# TN State MECA Finals



## Guest (Sep 14, 2014)

Wishing all the TN competitors the best of luck tomorrow ! 

Hope to listen to a lot of really great sounding vehicles...

Sent from my SM-G900V


----------



## Guest (Sep 15, 2014)

A BIG congrats goes out to Tim Smith.... Won his class and Best of Show...!

Sent from my SM-G900V


----------



## bigbubba (Mar 23, 2011)

Congrats to everyone today! Pretty good turn out. Good to see everyone again. Mine did better than expected. Was really surprised and pleased to hear that Vinny actually liked it. I know I've still got some work to do but I feel a lot better about the progress. 

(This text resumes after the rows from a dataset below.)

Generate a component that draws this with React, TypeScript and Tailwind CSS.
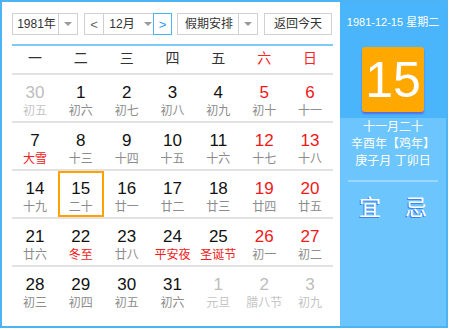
import React from 'react';

type Day = { d: number; lunar: string; muted?: boolean; weekend?: boolean; festival?: boolean; today?: boolean };

const weeks: Day[][] = [
  [
    { d: 30, lunar: '初五', muted: true },
    { d: 1, lunar: '初六' },
    { d: 2, lunar: '初七' },
    { d: 3, lunar: '初八' },
    { d: 4, lunar: '初九' },
    { d: 5, lunar: '初十', weekend: true },
    { d: 6, lunar: '十一', weekend: true },
  ],
  [
    { d: 7, lunar: '大雪', festival: true },
    { d: 8, lunar: '十三' },
    { d: 9, lunar: '十四' },
    { d: 10, lunar: '十五' },
    { d: 11, lunar: '十六' },
    { d: 12, lunar: '十七', weekend: true },
    { d: 13, lunar: '十八', weekend: true },
  ],
  [
    { d: 14, lunar: '十九' },
    { d: 15, lunar: '二十', today: true },
    { d: 16, lunar: '廿一' },
    { d: 17, lunar: '廿二' },
    { d: 18, lunar: '廿三' },
    { d: 19, lunar: '廿四', weekend: true },
    { d: 20, lunar: '廿五', weekend: true },
  ],
  [
    { d: 21, lunar: '廿六' },
    { d: 22, lunar: '冬至', festival: true },
    { d: 23, lunar: '廿八' },
    { d: 24, lunar: '平安夜', festival: true },
    { d: 25, lunar: '圣诞节', festival: true },
    { d: 26, lunar: '初一', weekend: true },
    { d: 27, lunar: '初二', weekend: true },
  ],
  [
    { d: 28, lunar: '初三' },
    { d: 29, lunar: '初四' },
    { d: 30, lunar: '初五' },
    { d: 31, lunar: '初六' },
    { d: 1, lunar: '元旦', muted: true },
    { d: 2, lunar: '腊八节', muted: true },
    { d: 3, lunar: '初九', muted: true },
  ],
];

const weekdays = ['一', '二', '三', '四', '五', '六', '日'];

// small grey dropdown triangle
const Caret = () => (
  <span className="block w-0 h-0 border-x-[4px] border-x-transparent border-t-[4px] border-t-[#999]" />
);

const App = () => {
  return (
    <div
      className="w-[448px] h-[328px] border-2 border-[#4cb3f5] flex bg-white"
      style={{ fontFamily: '"Liberation Sans", "Noto Sans CJK SC", sans-serif' }}
    >
      {/* left: controls + month grid */}
      <div className="w-[338px] pl-[10px] pr-[7px] pt-[11px] flex flex-col">
        <div className="flex h-[22px] text-[12px] text-[#333] leading-none">
          <div className="w-[66px] flex border border-[#d0d0d0]">
            <div className="flex-1 flex items-center justify-center pl-[2px]">1981年</div>
            <div className="w-[19px] border-l border-[#d0d0d0] flex items-center justify-center">
              <Caret />
            </div>
          </div>
          <div className="ml-[6px] flex">
            <div className="w-[20px] border border-[#d0d0d0] flex items-center justify-center text-[#666] text-[13px]">&lt;</div>
            <div className="w-[49px] border-y border-[#d0d0d0] flex items-center justify-center gap-[9px] pl-[4px]">
              <span>12月</span>
              <Caret />
            </div>
            <div className="w-[19px] border border-[#4fb0f2] flex items-center justify-center text-[#2e9cf0] text-[13px]">&gt;</div>
          </div>
          <div className="ml-[5px] w-[81px] flex border border-[#d0d0d0]">
            <div className="flex-1 flex items-center justify-center pl-[2px]">假期安排</div>
            <div className="w-[19px] border-l border-[#d0d0d0] flex items-center justify-center">
              <Caret />
            </div>
          </div>
          <div className="ml-[6px] w-[68px] border border-[#d0d0d0] flex items-center justify-center">返回今天</div>
        </div>

        <div className="mt-[9px] h-[2px] bg-[#7dcaf8]" />

        <div className="grid grid-cols-7 h-[29px] border-b-2 border-[#e2e2e2] text-[14px] leading-none">
          {weekdays.map((w, i) => (
            <div key={w} className={`flex items-center justify-center pb-[3px] ${i > 4 ? 'text-[#f22]' : 'text-[#333]'}`}>
              {w}
            </div>
          ))}
        </div>

        {weeks.map((week, r) => (
          <div key={r} className={`grid grid-cols-7 h-[48px] ${r < 4 ? 'border-b-2 border-[#e2e2e2]' : ''}`}>
            {week.map((day, c) => {
              const numColor = day.muted ? 'text-[#bdbdbd]' : day.weekend ? 'text-[#f01818]' : 'text-[#111]';
              const lunarColor = day.muted ? 'text-[#c4c4c4]' : day.festival ? 'text-[#f02020]' : 'text-[#8c8c8c]';
              return (
                <div
                  key={c}
                  className={`flex flex-col items-center pt-[6px] border-2 ${day.today ? 'border-[#ffa200]' : 'border-transparent'}`}
                >
                  <div className={`text-[17px] leading-[20px] ${numColor}`}>{day.d}</div>
                  <div className={`text-[12px] leading-[14px] mt-[1px] ${lunarColor}`}>{day.lunar}</div>
                </div>
              );
            })}
          </div>
        ))}
      </div>

      {/* right: selected day detail */}
      <div className="flex-1 flex flex-col bg-[#6cc5fd] text-white">
        <div className="h-[116px] bg-[#4ab5fb] flex flex-col items-center">
          <div className="mt-[12px] text-[11px] leading-[16px]">1981-12-15 星期二</div>
          <div className="mt-[17px] w-[62px] h-[65px] bg-[#ffa800] rounded-[3px] shadow-[0_2px_2px_rgba(90,90,220,0.8)] flex items-center justify-center text-[50px] leading-none font-light">
            15
          </div>
        </div>
        <div className="flex flex-col items-center text-[12px] leading-[17px] pt-[1px]">
          <div>十一月二十</div>
          <div>辛酉年【鸡年】</div>
          <div>庚子月 丁卯日</div>
        </div>
        <div className="mx-[8px] mt-[10px] h-[2px] bg-[#9ad8ff]" />
        <div className="flex justify-center gap-[24px] mt-[14px] text-[22px] leading-[24px] [text-shadow:-1px_1px_0_#3f7ff0]">
          <span>宜</span>
          <span>忌</span>
        </div>
      </div>
    </div>
  );
};

export default App;
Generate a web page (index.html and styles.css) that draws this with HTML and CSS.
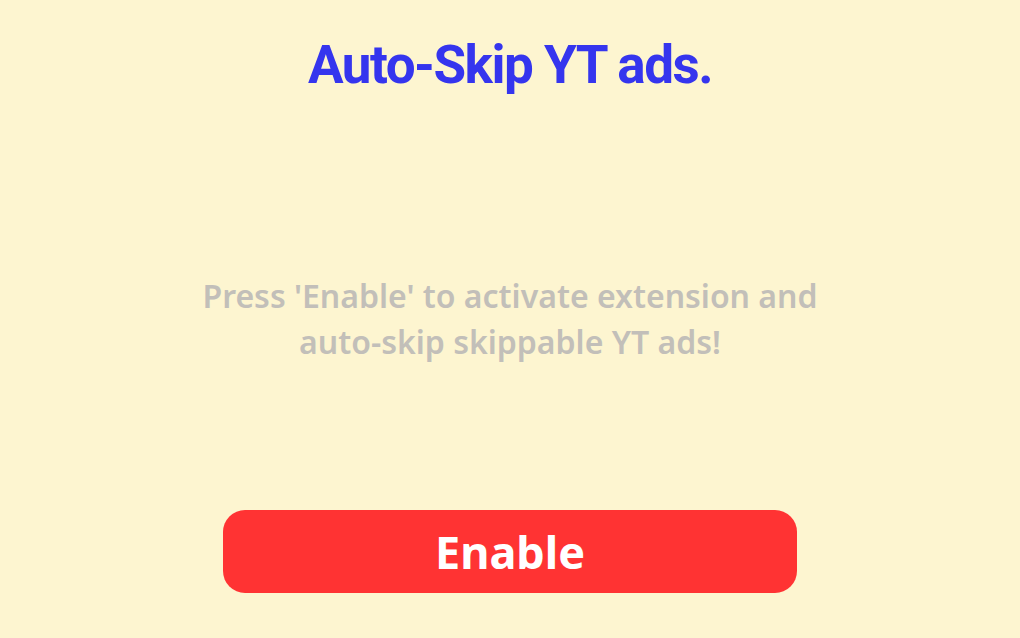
FILE: index.html
```html
<!DOCTYPE html>
<html>
<head>
	<meta charset="utf-8">
	<title>Auto-Skip YT ads</title>
	<link rel="stylesheet" href="styles.css">
</head>

<body>

	<div class="popup">
		<h1 class="title">Auto-Skip YT ads.</h1>
		<p class="hint">Press 'Enable' to activate extension and<br>auto-skip skippable YT ads!</p>
		<button class="enable">Enable</button>
	</div>

</body>
</html>
```

FILE: styles.css
```css
* {
	padding: 0;
	margin: 0;
}
html, body {
	height: 100%;
	background-color: #fdf5d0;
}
.popup {
	display: flex;
	flex-direction: column;
	align-items: center;
	height: 638px;
	font-family: "Noto Sans", "Open Sans", sans-serif;
	font-weight: 700;
}
.title {
	margin-top: 33px;
	font-family: Roboto, sans-serif;
	font-size: 53px;
	line-height: 64px;
	letter-spacing: -1.5px;
	color: #3535ee;
}
.hint {
	margin-top: 176px;
	font-size: 32px;
	line-height: 46px;
	font-weight: 600;
	text-align: center;
	color: #c2bfb9;
}
.enable {
	margin-top: 145px;
	width: 574px;
	height: 83px;
	border: none;
	border-radius: 22px;
	background-color: #ff3333;
	color: #fff;
	font-family: inherit;
	font-weight: 700;
	font-size: 45px;
}
```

Kevin, Really digging on that cd you gave me. Lots of really good stuff there. Listened to it all the way home.


----------



## KP (Nov 13, 2005)

Sorry I couldn't make it up today. Who all was there?


----------



## bigbubba (Mar 23, 2011)

I believe there were 16 in SQ. Tim, Kevin, Steve, Kyle, Randy, Michael,the Knoxville crew....


----------



## tnaudio (Mar 4, 2012)

The Knoxville crew here. We had a great time even though there were flies everywhere! Congrats to all the state champions


----------



## audiophile25 (Oct 5, 2008)

Really enjoyed the show. The weather was perfect. Every car I listened to was better than the previous time I listened to them.


----------



## Tsmith (Dec 17, 2008)

I had a great time at the show. I got to hang out with some great friends and the weather was perfect. Everyone really stepped it up for the show.


----------



## Kevin K (Feb 11, 2013)

Yes, was a very nice day, great temp, great sounding vehicles and hanging out with friends, doesn't get much better.

Kelly, glad you liked the cd. It was fun working on getting that together.


----------